The function $$g$$ is defined by $$g$$: $$x \mapsto (x-2)^{2}-9$$, $$x\in \mathbb{R}$$
Write down the coordinates of the turning point when the curve is transformed as follows:
$$g\left(2x \right)$$

Answer

**step1** Understanding the given function

The given function is $$g(x) = (x-2)^2 - 9$$. This form, $$(x-h)^2 + k$$, represents a parabola, and its lowest or highest point (called the turning point or vertex) is at the coordinates $$(h,k)$$.

**step2** Identifying the turning point of the original function

By comparing $$g(x) = (x-2)^2 - 9$$ with the standard vertex form $$(x-h)^2 + k$$, we can identify that $$h=2$$ and $$k=-9$$. Therefore, the turning point of the original function $$g(x)$$ is $$(2, -9)$$.

**step3** Understanding the transformation

The problem asks for the turning point of the curve when it is transformed as $$g(2x)$$. This means we need to replace every $$x$$ in the original function's definition with $$2x$$.

**step4** Applying the transformation to the function

Substituting $$2x$$ for $$x$$ in the expression for $$g(x)$$, we get the transformed function:
$$g(2x) = ( (2x) - 2 )^2 - 9$$
This simplifies to:
$$g(2x) = (2x - 2)^2 - 9$$

**step5** Finding the x-coordinate of the new turning point

For a quadratic expression like $$(something)^2 - \text{constant}$$, the turning point occurs when the "something" inside the parenthesis is equal to zero, because a squared term is at its minimum (zero) when its base is zero.
So, for $$g(2x) = (2x-2)^2 - 9$$, we set the term inside the parenthesis to zero:
$$2x - 2 = 0$$
To find the value of $$x$$, we first add 2 to both sides of the equation:
$$2x = 2$$
Then, we divide both sides by 2:
$$x = 1$$
So, the x-coordinate of the turning point for the transformed curve $$g(2x)$$ is $$1$$.

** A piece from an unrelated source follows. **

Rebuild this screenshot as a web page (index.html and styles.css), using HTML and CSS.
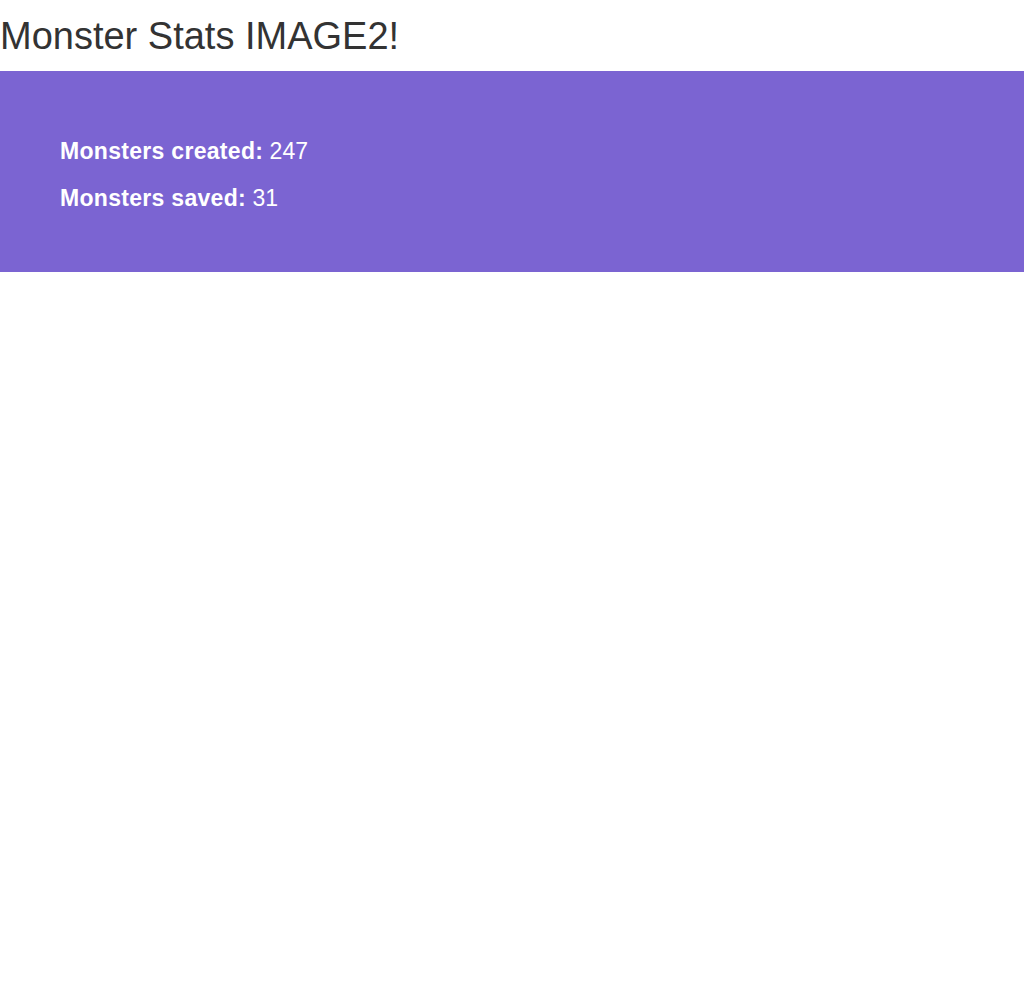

**step6** Finding the y-coordinate of the new turning point

Now we substitute the x-coordinate we found, $$x=1$$, back into the transformed function $$g(2x)$$ to find the corresponding y-coordinate:
$$g(2 \times 1) = (2(1) - 2)^2 - 9$$
$$g(2) = (2 - 2)^2 - 9$$
$$g(2) = (0)^2 - 9$$
$$g(2) = 0 - 9$$
$$g(2) = -9$$
So, the y-coordinate of the turning point for the transformed curve $$g(2x)$$ is $$-9$$.

**step7** Stating the coordinates of the turning point

Combining the x-coordinate ($$1$$) and the y-coordinate ($$-9$$), the coordinates of the turning point for the transformed curve $$g(2x)$$ are $$(1, -9)$$.